* _TASK DETAILS_
Transcribe every entry word for word. Skip the pictures.

-- Begin SUPPLIED DATA --

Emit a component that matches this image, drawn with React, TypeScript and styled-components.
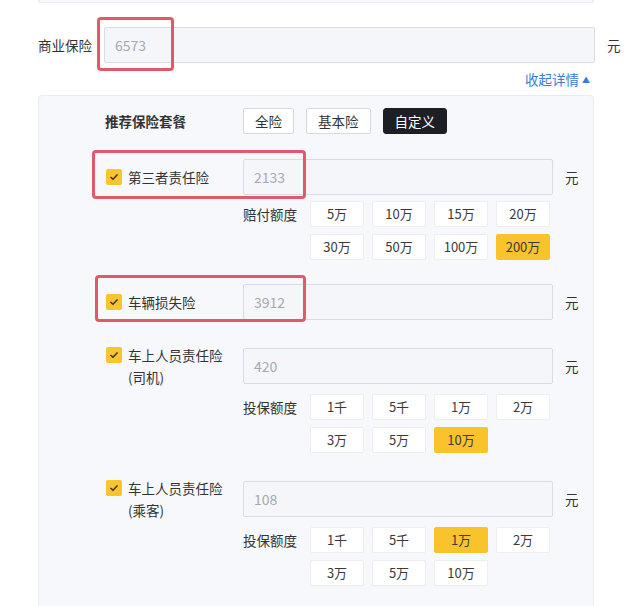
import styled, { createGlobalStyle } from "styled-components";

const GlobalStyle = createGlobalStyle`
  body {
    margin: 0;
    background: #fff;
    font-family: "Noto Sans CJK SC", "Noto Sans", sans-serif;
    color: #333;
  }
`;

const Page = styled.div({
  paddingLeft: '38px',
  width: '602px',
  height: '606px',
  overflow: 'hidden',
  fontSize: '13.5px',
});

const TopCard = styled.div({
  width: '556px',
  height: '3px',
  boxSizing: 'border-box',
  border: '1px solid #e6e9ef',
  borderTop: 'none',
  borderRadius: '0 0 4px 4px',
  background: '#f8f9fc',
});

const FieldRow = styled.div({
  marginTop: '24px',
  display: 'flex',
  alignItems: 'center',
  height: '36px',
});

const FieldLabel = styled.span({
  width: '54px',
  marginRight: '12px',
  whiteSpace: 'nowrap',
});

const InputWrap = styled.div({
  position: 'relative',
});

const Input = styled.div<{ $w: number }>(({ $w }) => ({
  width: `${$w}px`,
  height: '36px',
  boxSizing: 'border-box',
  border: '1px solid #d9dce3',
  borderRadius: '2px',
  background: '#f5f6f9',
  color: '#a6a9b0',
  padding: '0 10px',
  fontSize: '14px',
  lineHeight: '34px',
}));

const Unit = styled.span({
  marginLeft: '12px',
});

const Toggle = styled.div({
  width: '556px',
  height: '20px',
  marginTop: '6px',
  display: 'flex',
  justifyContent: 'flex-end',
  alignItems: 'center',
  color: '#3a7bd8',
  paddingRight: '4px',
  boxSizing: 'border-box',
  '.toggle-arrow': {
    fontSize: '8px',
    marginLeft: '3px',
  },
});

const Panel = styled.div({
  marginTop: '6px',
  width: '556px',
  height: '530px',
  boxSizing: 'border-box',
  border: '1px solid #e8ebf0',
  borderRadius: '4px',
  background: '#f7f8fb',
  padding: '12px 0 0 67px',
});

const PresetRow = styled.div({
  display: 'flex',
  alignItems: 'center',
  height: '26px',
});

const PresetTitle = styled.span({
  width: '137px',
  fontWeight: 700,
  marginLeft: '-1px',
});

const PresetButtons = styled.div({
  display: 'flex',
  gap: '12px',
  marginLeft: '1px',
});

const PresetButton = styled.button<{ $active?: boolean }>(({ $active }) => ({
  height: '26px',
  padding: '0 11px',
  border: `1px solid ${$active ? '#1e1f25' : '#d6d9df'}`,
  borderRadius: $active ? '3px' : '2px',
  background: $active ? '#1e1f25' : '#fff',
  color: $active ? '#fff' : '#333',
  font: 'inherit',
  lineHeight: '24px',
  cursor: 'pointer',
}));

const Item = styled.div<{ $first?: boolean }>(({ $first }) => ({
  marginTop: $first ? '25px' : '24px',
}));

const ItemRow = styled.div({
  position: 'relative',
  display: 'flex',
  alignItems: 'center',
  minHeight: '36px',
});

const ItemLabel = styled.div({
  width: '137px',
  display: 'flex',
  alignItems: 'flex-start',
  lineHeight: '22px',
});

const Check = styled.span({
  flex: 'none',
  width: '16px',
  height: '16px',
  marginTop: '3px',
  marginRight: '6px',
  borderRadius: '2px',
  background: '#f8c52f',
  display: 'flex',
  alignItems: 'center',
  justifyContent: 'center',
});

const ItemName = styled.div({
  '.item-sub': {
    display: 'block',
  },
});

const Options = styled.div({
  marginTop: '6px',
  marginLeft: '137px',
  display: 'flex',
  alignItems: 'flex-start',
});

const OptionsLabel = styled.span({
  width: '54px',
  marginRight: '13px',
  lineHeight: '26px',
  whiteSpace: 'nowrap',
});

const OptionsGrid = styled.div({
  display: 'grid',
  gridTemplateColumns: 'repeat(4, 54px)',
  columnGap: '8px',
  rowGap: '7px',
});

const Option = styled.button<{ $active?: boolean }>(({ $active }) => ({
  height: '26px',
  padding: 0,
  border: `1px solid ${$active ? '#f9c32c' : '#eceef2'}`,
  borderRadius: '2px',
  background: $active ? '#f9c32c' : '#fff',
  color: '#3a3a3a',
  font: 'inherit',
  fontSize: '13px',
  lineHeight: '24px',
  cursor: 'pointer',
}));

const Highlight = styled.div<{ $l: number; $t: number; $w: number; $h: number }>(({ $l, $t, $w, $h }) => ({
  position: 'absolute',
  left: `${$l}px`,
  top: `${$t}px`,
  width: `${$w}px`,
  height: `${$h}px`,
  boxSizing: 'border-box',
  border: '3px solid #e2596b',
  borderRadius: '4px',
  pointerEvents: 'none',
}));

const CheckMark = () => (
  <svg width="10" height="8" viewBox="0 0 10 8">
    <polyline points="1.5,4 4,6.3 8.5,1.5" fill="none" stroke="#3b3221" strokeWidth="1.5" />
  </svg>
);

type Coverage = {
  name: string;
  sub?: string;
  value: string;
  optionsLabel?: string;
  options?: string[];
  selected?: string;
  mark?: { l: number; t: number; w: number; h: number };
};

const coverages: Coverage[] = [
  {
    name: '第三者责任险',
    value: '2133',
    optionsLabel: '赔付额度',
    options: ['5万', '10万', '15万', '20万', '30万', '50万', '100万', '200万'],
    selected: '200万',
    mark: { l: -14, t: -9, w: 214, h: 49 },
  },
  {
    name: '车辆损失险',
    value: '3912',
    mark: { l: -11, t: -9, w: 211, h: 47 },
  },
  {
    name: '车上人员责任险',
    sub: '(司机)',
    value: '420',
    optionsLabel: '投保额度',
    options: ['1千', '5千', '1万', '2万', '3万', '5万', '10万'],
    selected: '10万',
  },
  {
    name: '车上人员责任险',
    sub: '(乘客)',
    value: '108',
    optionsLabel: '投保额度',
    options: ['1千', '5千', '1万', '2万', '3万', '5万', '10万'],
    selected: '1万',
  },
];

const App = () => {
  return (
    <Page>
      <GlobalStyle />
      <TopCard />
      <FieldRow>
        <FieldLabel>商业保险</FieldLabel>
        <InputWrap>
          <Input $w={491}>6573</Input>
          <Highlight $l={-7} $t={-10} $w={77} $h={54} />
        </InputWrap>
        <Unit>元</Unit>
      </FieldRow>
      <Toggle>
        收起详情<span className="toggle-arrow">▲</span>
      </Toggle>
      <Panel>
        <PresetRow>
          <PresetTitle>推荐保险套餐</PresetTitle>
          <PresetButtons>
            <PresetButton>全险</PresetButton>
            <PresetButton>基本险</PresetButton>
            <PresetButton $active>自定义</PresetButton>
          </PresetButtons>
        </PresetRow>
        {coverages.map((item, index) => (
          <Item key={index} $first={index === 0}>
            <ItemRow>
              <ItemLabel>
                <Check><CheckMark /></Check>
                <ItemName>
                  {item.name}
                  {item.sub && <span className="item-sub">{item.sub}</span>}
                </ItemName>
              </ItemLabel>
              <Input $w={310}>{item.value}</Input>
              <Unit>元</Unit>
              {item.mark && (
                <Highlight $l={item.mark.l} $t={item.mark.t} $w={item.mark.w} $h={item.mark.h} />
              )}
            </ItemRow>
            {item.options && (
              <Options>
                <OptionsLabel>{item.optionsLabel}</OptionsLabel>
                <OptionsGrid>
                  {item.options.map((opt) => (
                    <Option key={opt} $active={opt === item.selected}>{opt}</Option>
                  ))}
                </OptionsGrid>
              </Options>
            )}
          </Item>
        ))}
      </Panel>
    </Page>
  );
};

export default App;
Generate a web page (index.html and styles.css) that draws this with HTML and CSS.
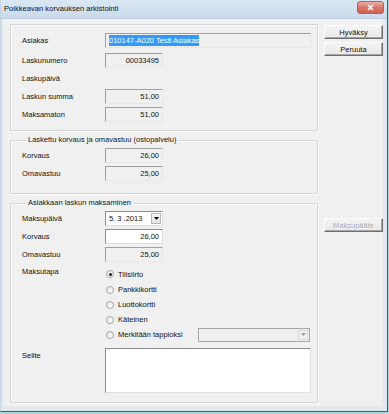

-- End SUPPLIED DATA --

* _WORKED ANSWER_
Emit a component that matches this image, drawn with React, TypeScript and styled-components.
import styled, { createGlobalStyle } from "styled-components";

const GlobalStyle = createGlobalStyle`
  body {
    margin: 0;
    background: #fff;
    font-family: "Noto Sans CJK SC", "Noto Sans", sans-serif;
    color: #333;
  }
`;

const Page = styled.div({
  paddingLeft: '38px',
  width: '602px',
  height: '606px',
  overflow: 'hidden',
  fontSize: '13.5px',
});

const TopCard = styled.div({
  width: '556px',
  height: '3px',
  boxSizing: 'border-box',
  border: '1px solid #e6e9ef',
  borderTop: 'none',
  borderRadius: '0 0 4px 4px',
  background: '#f8f9fc',
});

const FieldRow = styled.div({
  marginTop: '24px',
  display: 'flex',
  alignItems: 'center',
  height: '36px',
});

const FieldLabel = styled.span({
  width: '54px',
  marginRight: '12px',
  whiteSpace: 'nowrap',
});

const InputWrap = styled.div({
  position: 'relative',
});

const Input = styled.div<{ $w: number }>(({ $w }) => ({
  width: `${$w}px`,
  height: '36px',
  boxSizing: 'border-box',
  border: '1px solid #d9dce3',
  borderRadius: '2px',
  background: '#f5f6f9',
  color: '#a6a9b0',
  padding: '0 10px',
  fontSize: '14px',
  lineHeight: '34px',
}));

const Unit = styled.span({
  marginLeft: '12px',
});

const Toggle = styled.div({
  width: '556px',
  height: '20px',
  marginTop: '6px',
  display: 'flex',
  justifyContent: 'flex-end',
  alignItems: 'center',
  color: '#3a7bd8',
  paddingRight: '4px',
  boxSizing: 'border-box',
  '.toggle-arrow': {
    fontSize: '8px',
    marginLeft: '3px',
  },
});

const Panel = styled.div({
  marginTop: '6px',
  width: '556px',
  height: '530px',
  boxSizing: 'border-box',
  border: '1px solid #e8ebf0',
  borderRadius: '4px',
  background: '#f7f8fb',
  padding: '12px 0 0 67px',
});

const PresetRow = styled.div({
  display: 'flex',
  alignItems: 'center',
  height: '26px',
});

const PresetTitle = styled.span({
  width: '137px',
  fontWeight: 700,
  marginLeft: '-1px',
});

const PresetButtons = styled.div({
  display: 'flex',
  gap: '12px',
  marginLeft: '1px',
});

const PresetButton = styled.button<{ $active?: boolean }>(({ $active }) => ({
  height: '26px',
  padding: '0 11px',
  border: `1px solid ${$active ? '#1e1f25' : '#d6d9df'}`,
  borderRadius: $active ? '3px' : '2px',
  background: $active ? '#1e1f25' : '#fff',
  color: $active ? '#fff' : '#333',
  font: 'inherit',
  lineHeight: '24px',
  cursor: 'pointer',
}));

const Item = styled.div<{ $first?: boolean }>(({ $first }) => ({
  marginTop: $first ? '25px' : '24px',
}));

const ItemRow = styled.div({
  position: 'relative',
  display: 'flex',
  alignItems: 'center',
  minHeight: '36px',
});

const ItemLabel = styled.div({
  width: '137px',
  display: 'flex',
  alignItems: 'flex-start',
  lineHeight: '22px',
});

const Check = styled.span({
  flex: 'none',
  width: '16px',
  height: '16px',
  marginTop: '3px',
  marginRight: '6px',
  borderRadius: '2px',
  background: '#f8c52f',
  display: 'flex',
  alignItems: 'center',
  justifyContent: 'center',
});

const ItemName = styled.div({
  '.item-sub': {
    display: 'block',
  },
});

const Options = styled.div({
  marginTop: '6px',
  marginLeft: '137px',
  display: 'flex',
  alignItems: 'flex-start',
});

const OptionsLabel = styled.span({
  width: '54px',
  marginRight: '13px',
  lineHeight: '26px',
  whiteSpace: 'nowrap',
});

const OptionsGrid = styled.div({
  display: 'grid',
  gridTemplateColumns: 'repeat(4, 54px)',
  columnGap: '8px',
  rowGap: '7px',
});

const Option = styled.button<{ $active?: boolean }>(({ $active }) => ({
  height: '26px',
  padding: 0,
  border: `1px solid ${$active ? '#f9c32c' : '#eceef2'}`,
  borderRadius: '2px',
  background: $active ? '#f9c32c' : '#fff',
  color: '#3a3a3a',
  font: 'inherit',
  fontSize: '13px',
  lineHeight: '24px',
  cursor: 'pointer',
}));

const Highlight = styled.div<{ $l: number; $t: number; $w: number; $h: number }>(({ $l, $t, $w, $h }) => ({
  position: 'absolute',
  left: `${$l}px`,
  top: `${$t}px`,
  width: `${$w}px`,
  height: `${$h}px`,
  boxSizing: 'border-box',
  border: '3px solid #e2596b',
  borderRadius: '4px',
  pointerEvents: 'none',
}));

const CheckMark = () => (
  <svg width="10" height="8" viewBox="0 0 10 8">
    <polyline points="1.5,4 4,6.3 8.5,1.5" fill="none" stroke="#3b3221" strokeWidth="1.5" />
  </svg>
);

type Coverage = {
  name: string;
  sub?: string;
  value: string;
  optionsLabel?: string;
  options?: string[];
  selected?: string;
  mark?: { l: number; t: number; w: number; h: number };
};

const coverages: Coverage[] = [
  {
    name: '第三者责任险',
    value: '2133',
    optionsLabel: '赔付额度',
    options: ['5万', '10万', '15万', '20万', '30万', '50万', '100万', '200万'],
    selected: '200万',
    mark: { l: -14, t: -9, w: 214, h: 49 },
  },
  {
    name: '车辆损失险',
    value: '3912',
    mark: { l: -11, t: -9, w: 211, h: 47 },
  },
  {
    name: '车上人员责任险',
    sub: '(司机)',
    value: '420',
    optionsLabel: '投保额度',
    options: ['1千', '5千', '1万', '2万', '3万', '5万', '10万'],
    selected: '10万',
  },
  {
    name: '车上人员责任险',
    sub: '(乘客)',
    value: '108',
    optionsLabel: '投保额度',
    options: ['1千', '5千', '1万', '2万', '3万', '5万', '10万'],
    selected: '1万',
  },
];

const App = () => {
  return (
    <Page>
      <GlobalStyle />
      <TopCard />
      <FieldRow>
        <FieldLabel>商业保险</FieldLabel>
        <InputWrap>
          <Input $w={491}>6573</Input>
          <Highlight $l={-7} $t={-10} $w={77} $h={54} />
        </InputWrap>
        <Unit>元</Unit>
      </FieldRow>
      <Toggle>
        收起详情<span className="toggle-arrow">▲</span>
      </Toggle>
      <Panel>
        <PresetRow>
          <PresetTitle>推荐保险套餐</PresetTitle>
          <PresetButtons>
            <PresetButton>全险</PresetButton>
            <PresetButton>基本险</PresetButton>
            <PresetButton $active>自定义</PresetButton>
          </PresetButtons>
        </PresetRow>
        {coverages.map((item, index) => (
          <Item key={index} $first={index === 0}>
            <ItemRow>
              <ItemLabel>
                <Check><CheckMark /></Check>
                <ItemName>
                  {item.name}
                  {item.sub && <span className="item-sub">{item.sub}</span>}
                </ItemName>
              </ItemLabel>
              <Input $w={310}>{item.value}</Input>
              <Unit>元</Unit>
              {item.mark && (
                <Highlight $l={item.mark.l} $t={item.mark.t} $w={item.mark.w} $h={item.mark.h} />
              )}
            </ItemRow>
            {item.options && (
              <Options>
                <OptionsLabel>{item.optionsLabel}</OptionsLabel>
                <OptionsGrid>
                  {item.options.map((opt) => (
                    <Option key={opt} $active={opt === item.selected}>{opt}</Option>
                  ))}
                </OptionsGrid>
              </Options>
            )}
          </Item>
        ))}
      </Panel>
    </Page>
  );
};

export default App;
Generate a web page (index.html and styles.css) that draws this with HTML and CSS.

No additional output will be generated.